For the minimum external path length the value of the equation is consider as minimum value of the i value of the $d(k)$ so the equation will as follows:

  $d(k)=\min \{d(i)+d(k-i)+k\}.$

(d)

Program Plan Intro

To show that the function $i\lg i+(k-i)\lg (k-i)$ is minimum at $i=k/2$ for a given value of $k>1$ and $1\le i\le k-1$ .

Explanation of Solution

Suppose i is a continuous variable and it finds the critical points using derivatives of the tree equation $d(k)=\min \{d(i)+d(k-i)+k\}$ now the taking the general term of the tree the equation will be $d(k)=d(i)+d(k-i)+k$ .

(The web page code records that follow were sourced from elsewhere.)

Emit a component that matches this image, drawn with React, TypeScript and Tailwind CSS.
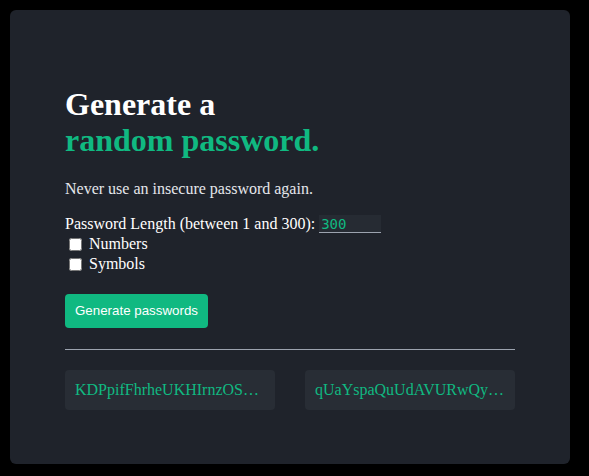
import React from "react";

export default function App() {
  const serif = { fontFamily: '"Liberation Serif", "Times New Roman", serif' };
  return (
    <div className="w-[589px] h-[476px] bg-black pt-[10px] pl-[10px]" style={serif}>
      <div className="w-[560px] h-[454px] bg-[#1f232b] rounded-[6px] px-[55px] pt-[76px] text-white">
        <h1 className="text-[32px] leading-[36px] font-bold text-white">
          Generate a
          <br />
          <span className="text-[#10b981]">random password.</span>
        </h1>
        <p className="mt-[22px] text-[16px] leading-[18px] text-[#e5e7eb]">
          Never use an insecure password again.
        </p>
        <div className="mt-[16px] text-[16px]">
          <div className="h-5 flex items-center">
            <span>Password Length (between 1 and 300):</span>
            <input
              type="text"
              defaultValue="300"
              className="ml-[4px] w-[62px] h-[18px] bg-[#262b33] border-b border-[#9ca3af] text-[#10b981] text-[14px] leading-[16px] px-[2px] outline-none"
              style={{ fontFamily: '"DejaVu Sans Mono", Consolas, monospace' }}
            />
          </div>
          <div className="h-5 flex items-center">
            <input type="checkbox" className="ml-[4px] mr-[7px] w-[13px] h-[13px]" />
            <span>Numbers</span>
          </div>
          <div className="h-5 flex items-center">
            <input type="checkbox" className="ml-[4px] mr-[7px] w-[13px] h-[13px]" />
            <span>Symbols</span>
          </div>
        </div>
        <button
          className="mt-5 h-[34px] w-[143px] bg-[#10b981] rounded-[4px] text-white text-[13.33px]"
          style={{ fontFamily: '"Liberation Sans", Arial, sans-serif' }}
        >
          Generate passwords
        </button>
        <div className="mt-[21px] h-px bg-[#9ca3af]" />
        <div className="mt-5 flex justify-between">
          <div className="w-[210px] h-10 bg-[#282d35] rounded-[4px] px-[10px] flex items-center">
            <span className="truncate text-[16px] text-[#10b981]">KDPpifFhrheUKHIrnzOSvbTqWmLxeAjYcRdNuPiG</span>
          </div>
          <div className="w-[210px] h-10 bg-[#282d35] rounded-[4px] px-[10px] flex items-center">
            <span className="truncate text-[16px] text-[#10b981]">qUaYspaQuUdAVURwQyHtbGkLmeNzXcPoiRsT</span>
          </div>
        </div>
      </div>
    </div>
  );
}
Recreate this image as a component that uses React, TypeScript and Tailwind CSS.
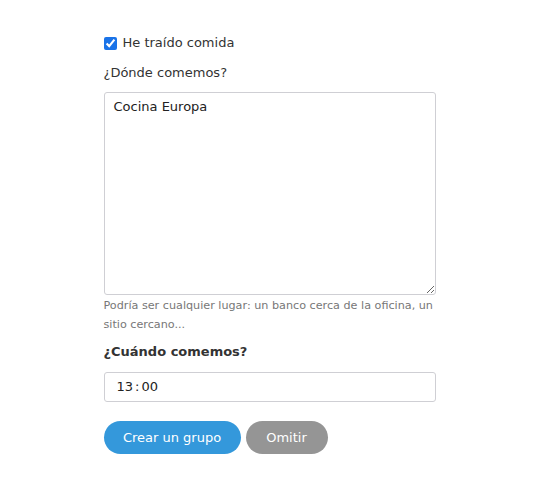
import {useState} from 'react';

const App = () => {
  const [brought, setBrought] = useState(true);
  const [place, setPlace] = useState('Cocina Europa');

  return (
    <div className="min-h-screen bg-white font-['DejaVu_Sans',sans-serif] text-[13px] text-[#333]">
      <div className="mx-auto w-[332px] pt-[33px] -translate-x-[4px]">
        <label className="flex h-5 items-center gap-[6px] leading-5">
          <input
            type="checkbox"
            checked={brought}
            onChange={(e) => setBrought(e.target.checked)}
            className="m-0 h-[13px] w-[13px] accent-[#1a73e8]"
          />
          <span>He traído comida</span>
        </label>

        <div className="mt-[10px] leading-5">¿Dónde comemos?</div>
        <textarea
          value={place}
          onChange={(e) => setPlace(e.target.value)}
          className="mt-[9px] block h-[203px] w-full rounded-[3px] border border-[#cfcfd4] px-[9px] py-[4px] text-[13px] leading-5 text-[#222] outline-none"
        />
        <p className="mt-px text-[11.2px] leading-[19px] text-[#777]">
          Podría ser cualquier lugar: un banco cerca de la oficina, un sitio cercano...
        </p>

        <div className="mt-[8px] font-bold leading-5">¿Cuándo comemos?</div>
        <div className="mt-[10px] flex h-[30px] w-full items-center rounded-[3px] border border-[#cfcfd4] px-3 text-[13px] text-[#222]">
          <span>13</span>
          <span className="mx-[2px]">:</span>
          <span>00</span>
        </div>

        <div className="mt-[19px] flex gap-[5px]">
          <button className="h-[33px] w-[137px] rounded-full bg-[#3498db] text-[13px] text-white">
            Crear un grupo
          </button>
          <button className="h-[33px] w-[82px] rounded-full bg-[#959595] text-[13px] text-white">
            Omitir
          </button>
        </div>
      </div>
    </div>
  );
};

export default App;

Suppose it picks the two sub-trees of approx. equal sizes then the depth of the tree is equals to $\lg k$ contributing each level k therefore the total external path length is at least $k\lg k$ .

Suppose the tree equation $d(k)=d(i)+d(k-i)+k$ .

Taking the log on both sides with derivate of the equation.

  $\frac{1}{\ln (2)}+\lg (i)+\frac{1}{\ln (2)}-\lg (k-1)=\frac{2}{\ln (2)}+\lg \frac{i}{(k-i)}.$

Putting the value $\frac{i}{k-i}=0$ .

  $\frac{i}{k-i}=2^{-\frac{2}{\ln (2)}}=2e^{-\lg (e^2)}=e^{-2}.$

As $(1+e^{-2})i=k$ .

  $\therefore i=\frac{k}{1+e^{-2}}$ .

Therefore, the equation $i\lg i+(k-i)\lg (k-i)$ is minimum if $k=k/2$ .

(e)

Program Plan Intro

To show that $D(TA)=\Omega (n!\lg (n!))$ and computes the average-case time to sort n -elements is $\Omega (n\lg n)$ .

Explanation of Solution

Suppose that a tree with k leaves needs to have external length $k\lg k$ and that a sorting tree needs at least $n!$ tree, a sorting tree must have external tree of length at least $n!\lg (n!)$ .

The average-case is the situation in which the algorithm computes the execution and given the result in moderate time and moderate conditions.

Since the average-case run time is the depth of a leaf weighted by the probability of that leaf being the one that occurs.

Therefore, the running time is $n!\lg (n!)/n!=\lg (n!)\in \Omega (n\lg n)$ .

(f)

Program Plan Intro

To show that for any randomized comparison sort B , there is a deterministic comparison sort A whose expected number of comparisons is no more than those made by B .

Explanation of Solution

The expected running time is the average over all possible results from the random bits. The equation of the tree is defined as follows: $n!\lg (n!)/n!=\lg (n!)$ .

The comparisons sort of B has the randomness that has higher value than the deterministic comparisons of A. The random sorting algorithm uses the partition of the array and uses the random sorting values for the dividing the array.

The possible fixing of the randomness resulted in a higher runtime, the average would have to be higher than the other so comparisons sort of B has higher value.